1 is the database user id for the client.
aaa is a hash calculated from the user id above and a site wide secret password.
This is just to do a quick filter of the most obvious stuff.
It's specified in environment variable SIMPLE_HASH_PASSWORD
bbb is a hash calculated using user specific data.
It therefore requires used data to be read
The webhook package does a quick check it's valid, and then it pushes
the package to a pubsub queue.
The package is put on a pubsub queue and this cloud function exits.
The topic id is specified in environment variable OUT_QUEUE_TOPIC_ID
Why is it constructed this way? We want to minimize the time a thread is spent
on one webhook event because it's costly to process it one and one.
fanout package
Overview
A bunch of messages are loaded at once from the pubsub subscription that the
webhook above posted to.
The bunch size is specified in environment variable MAX_NBR_MESSAGES_POLLED
Both the fanout package and the forward package below have two subscriptions
related to the incoming side.
One pubsub subscription is simply the queue of webhook messages.
The second subscription is written to by the trigger package.
Packages written here is what's waking up fanout and forwarder.
Thanks to this separation of the queue and trigger, each cloud function can
process many events at a time.
We load user configuration for the users that has received packages.
Currently we load user data from postgres only.
The next logical step is to load from redis instead, and allow parallel requests.
Using this configuration we can verify the hash called "bbb" above.
Hash is unique per user. You can for example use a randomly generated uuid.
If this hash is not ok, or user is not active, we ignore hooks to that user.
For each message we have n endpoints specified in the user configuration.
We publish every message+endpoint combination to the first forward pubsub queue.
The topic id is specified in environment variable IN_SUBSCRIPTION_ID
The environment variable NBR_PUBLISH_WORKER controls how many parallel
workers we use. Both in forwarder and fanout.
forward package
Overview
The forward package does the actual forward.
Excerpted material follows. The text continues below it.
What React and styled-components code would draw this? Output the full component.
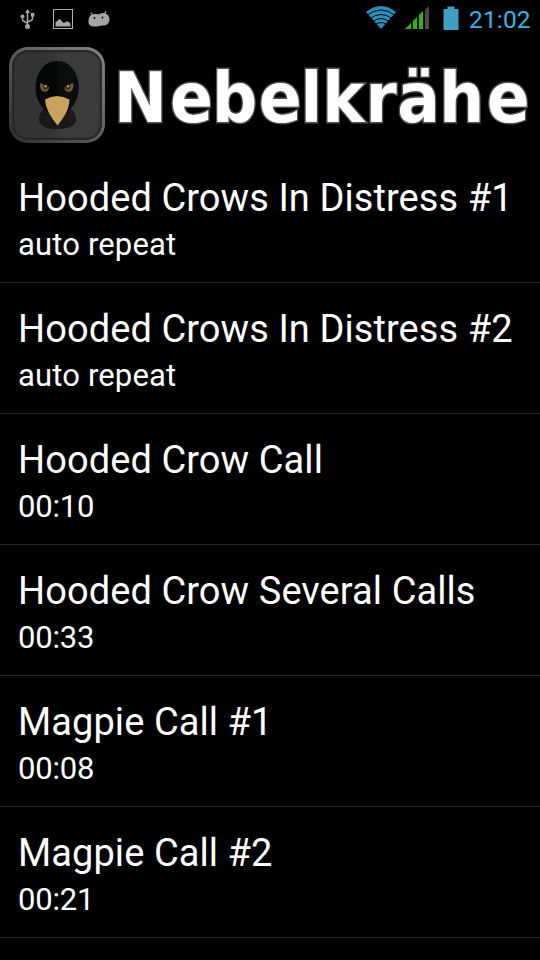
import React from 'react'
import styled, { createGlobalStyle } from 'styled-components'

const GlobalStyle = createGlobalStyle`
body{
  margin:0;
  background-color:#000;
}
`
const Main = styled.div`
display:flex;
flex-direction:column;
width:540px;
height:960px;
overflow:hidden;
background-color:#000;
color:#fff;
font-family:Roboto, sans-serif;
`
const StatusBar = styled.div`
display:flex;
flex-shrink:0;
justify-content:space-between;
height:38px;
svg{
  display:block;
}
`
const StatusRight = styled.div`
display:flex;
`
const Clock = styled.span`
width:73px;
padding-left:2px;
box-sizing:border-box;
font-size:24.5px;
line-height:40px;
letter-spacing:0.15px;
color:#33b5e5;
white-space:nowrap;
`
const Header = styled.div`
display:flex;
flex-shrink:0;
height:114px;
svg{
  display:block;
}
`
const Row = styled.div`
flex-shrink:0;
box-sizing:border-box;
height:131px;
padding:22px 0 0 18px;
border-bottom:1px solid #252525;
white-space:nowrap;
`
const Title = styled.div`
font-size:38px;
line-height:48px;
letter-spacing:0.08px;
`
const Detail = styled.div`
font-size:31px;
line-height:46px;
letter-spacing:${(props) => (props.$time ? '-0.2px' : '0.15px')};
`

const sounds = [
  { title: 'Hooded Crows In Distress #1', detail: 'auto repeat' },
  { title: 'Hooded Crows In Distress #2', detail: 'auto repeat' },
  { title: 'Hooded Crow Call', detail: '00:10', time: true },
  { title: 'Hooded Crow Several Calls', detail: '00:33', time: true },
  { title: 'Magpie Call #1', detail: '00:08', time: true },
  { title: 'Magpie Call #2', detail: '00:21', time: true },
]

const NotificationIcons = () => (
  <svg width="120" height="38" viewBox="0 0 120 38" fill="#a6a6a6">
    {/* usb */}
    <g stroke="#a6a6a6" fill="none" strokeWidth="1.5">
      <path d="M27.5 12V26M22.500 17v2.500q0 1.500 1.500 1.800l3.500 2M32.500 16v2.500q0 1.500-1.500 2l-3.500 1.500" />
    </g>
    <path d="M27.500 9l2.500 4h-5z" />
    <circle cx="22.500" cy="16.300" r="1.900" />
    <rect x="30.800" y="13" width="3.500" height="3.500" />
    <circle cx="27.500" cy="26.500" r="2.500" />
    {/* picture */}
    <rect x="53.500" y="9.500" width="19" height="19" fill="none" stroke="#b0b0b0" />
    <path d="M55.500 26.500v-4.500l2-1 1.500-2 1.500.5 2 2.500 1.500 1 2-1.500h2l1.500 1 1 1.500v2.500z" />
    {/* android head */}
    <path d="M91 12.500l2 3.500M106 11l-2 4" stroke="#a6a6a6" strokeWidth="1.200" />
    <path d="M88.500 22c0-4 1-7 4.500-7.800 2-.5 4 .2 6 0 2-.8 4-1.500 6-1 3 .7 4.700 3.500 4.500 6.500-.2 3.500-2.500 5.500-5.500 5.800-1.500 0-2.500.2-4 .2-2 .700-3.500 1-6 .800-3.500-.200-5.500-1.500-5.500-4.500z" />
    <circle cx="94.500" cy="18" r="0.900" fill="#000" />
    <circle cx="102.500" cy="17.500" r="0.900" fill="#000" />
  </svg>
)

const SystemIcons = () => (
  <svg width="107" height="38" viewBox="360 0 107 38">
    {/* wifi */}
    <path d="M366 12Q381 0 396 12L381 29z" fill="#2a8fbc" />
    <g fill="none" stroke="#000" strokeWidth="1">
      <path d="M367 15.200Q381 4.800 395 15.200" />
      <path d="M370 18.500Q381 10.500 392 18.500" />
      <path d="M373 21.500Q381 15.500 389 21.500" />
      <path d="M375.500 24.500Q381 20.500 386.500 24.500" />
    </g>
    {/* signal */}
    <path d="M405 29l6-6v6zM413 29v-8l4-4v12zM419 29v-14l4-4v18z" fill="#33b500" />
    <path d="M425 29V10l4-4v23z" fill="#4a4a4a" />
    {/* battery */}
    <path d="M443.500 9h4V6.500h7V9h4v21h-15z" fill="#429dc5" />
  </svg>
)

const CrowIcon = () => (
  <svg width="115" height="114" viewBox="0 38 115 114">
    <defs>
      <linearGradient id="rim" x1="0" y1="1" x2="1" y2="0">
        <stop offset="0" stopColor="#2e2e2e" />
        <stop offset="0.300" stopColor="#484848" />
        <stop offset="0.550" stopColor="#626262" />
        <stop offset="1" stopColor="#858585" />
      </linearGradient>
      <clipPath id="rightHalf">
        <rect x="57" y="50" width="50" height="90" />
      </clipPath>
    </defs>
    <rect x="9" y="47" width="96" height="96" rx="19" fill="url(#rim)" />
    <rect x="12" y="50" width="90" height="90" rx="16" fill="#282828" />
    <rect x="14.500" y="52.500" width="85" height="85" rx="13" fill="#343434" />
    <rect x="14.500" y="52.500" width="85" height="85" rx="13" fill="#3b3b3b" clipPath="url(#rightHalf)" />
    <path d="M57 103c-9 0-18 8-18 16.500 0 7 8 9.500 18 9.500s19-2.500 19-9.500C76 111 66 103 57 103z" fill="#191919" />
    <path d="M57 61c-13 0-21.500 12-21.500 27 0 14 8 24.500 21.500 28 13.500-3.500 21.500-14 21.500-28 0-15-8.500-27-21.500-27z" fill="#060808" />
    <path d="M57 61c13 0 21.500 12 21.500 27 0 14-8 24.500-21.500 28z" fill="#0c0e0e" />
    <path d="M40.500 83l8.500 4.200c0 3-1.800 4.500-4.300 4.500-3.500 0-5.400-4.500-4.200-8.700z" fill="#6d5f3e" />
    <path d="M73 83l-8.500 4.200c0 3 1.800 4.500 4.300 4.500 3.500 0 5.400-4.500 4.200-8.700z" fill="#6d5f3e" />
    <circle cx="45.500" cy="87" r="2.500" fill="#2c2819" />
    <circle cx="68" cy="87" r="2.500" fill="#2c2819" />
    <circle cx="45.500" cy="86.200" r="1.200" fill="#d09b20" />
    <circle cx="68" cy="86.200" r="1.200" fill="#d09b20" />
    <path d="M45 99.500q12-7 24.500 0c-.5 11-6.500 19-12 26-5.500-7-11.500-15-12.500-26z" fill="#cca25f" />
  </svg>
)

// slightly narrowed bold lettering, one x per letter
const Logo = () => (
  <svg width="425" height="114" viewBox="115 38 425 114">
    <text
      transform="scale(0.91 1)"
      x="125.300 186.800 232.900 284.300 330.200 354.100 401.600 436.600 482.600 534.800"
      y="122.200"
      fontFamily="DejaVu Sans, sans-serif"
      fontWeight="bold"
      fontSize="69.500"
      fill="#fff"
      stroke="#505050"
      strokeWidth="3"
      paintOrder="stroke"
    >
      Nebelkrähe
    </text>
  </svg>
)

const App = () => {
  return (
    <Main>
      <GlobalStyle />
      <StatusBar>
        <NotificationIcons />
        <StatusRight>
          <SystemIcons />
          <Clock>21:02</Clock>
        </StatusRight>
      </StatusBar>
      <Header>
        <CrowIcon />
        <Logo />
      </Header>
      {sounds.map((sound) => (
        <Row key={sound.title}>
          <Title>{sound.title}</Title>
          <Detail $time={sound.time}>{sound.detail}</Detail>
        </Row>
      ))}
    </Main>
  )
}

export default App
When waken up by a trigger message,
it reads a number of messages (specified in environment variable
MAX_NBR_MESSAGES_POLLED) from a subscription
(named in environment variable IN_SUBSCRIPTION_ID).
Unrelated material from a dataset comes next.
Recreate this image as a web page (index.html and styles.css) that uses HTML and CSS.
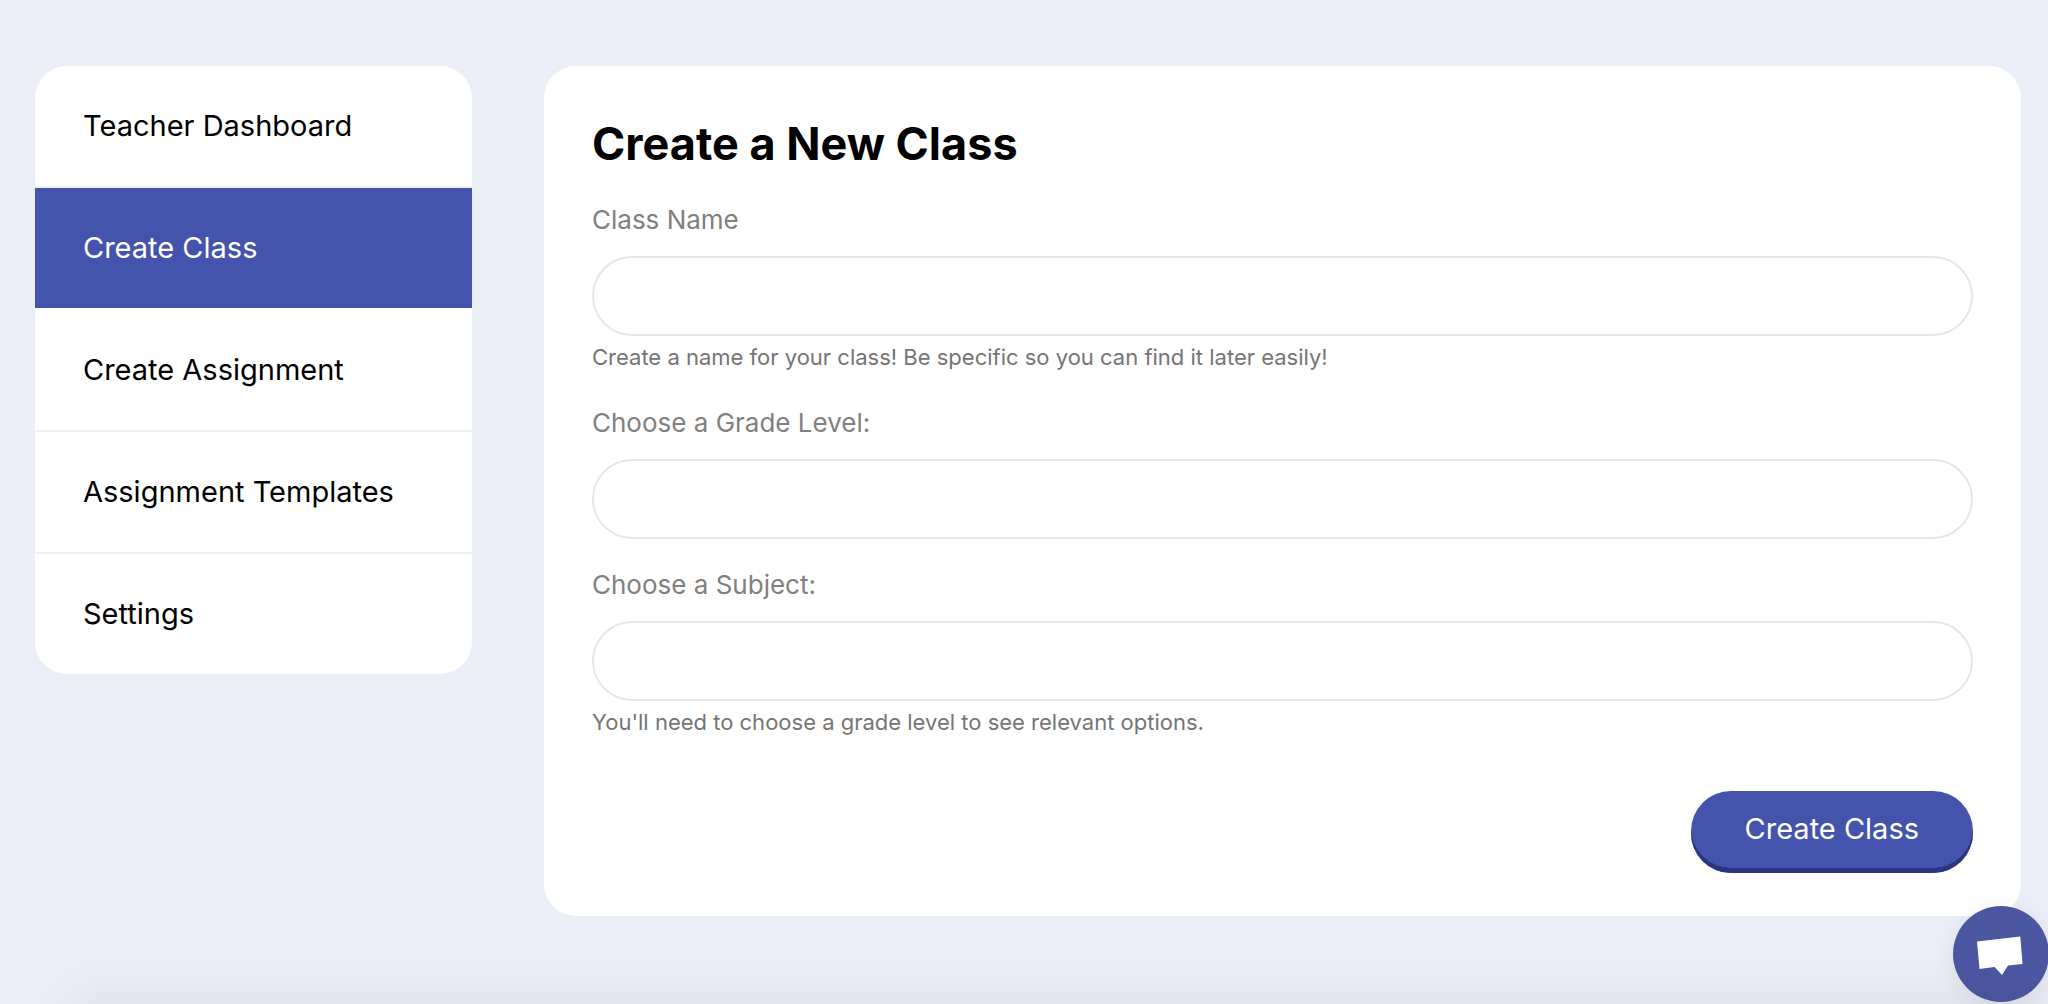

It also optionally checks that the package is at least as many seconds old
as is specified in the environment variable MIN_AGE_SECS
It tries to forward to the url in the message.
This is what has the potential to be the biggest time hog and is why we
want to try to parallelize it.
How parallel is specified in environment variable NBR_PUBLISH_WORKER
If there is a problem with the forward, the problem is either intermittent
(like a http 500 response), or permanent. If it's intermittent, and if it's
not the last retry, the message is pushed forward to the next queue.
Next queue's topic is in environment variable OUT_QUEUE_TOPIC_ID
There are three forward attempts. The first is just after fanout has
validated the messages and attached forward urls to them. If the third
attempt fails, the forward message is lost.
You tell the forwarder package which attempt it is by using the
environment variable AT_QUEUE
trigger package
The trigger package wakes up the fanout package, and the forward package.
Overview
A Cloud Scheduler pubsub trigger wakes up the trigger package.
Trigger package checks the subscription it should trigger how many
messages it currently have. The subscription is named by
environment variable SUBSCRIPTION_TO_PROCESS
The environment variable MAX_NBR_MESSAGES_POLLED says how many messages
each forwarder or fanout cloud function are expected to consume.
We check the size of the trigger queue using the subscription name
from environment variable TRIGGER_SUBSCRIPTION_ID
Trigger package will put
ceil(number of messages on queue / max_nbr_messages_polled) - number_of_items_already_on_trigger_queue
...on the trigger queue named by environment variable
TRIGGER_TOPIC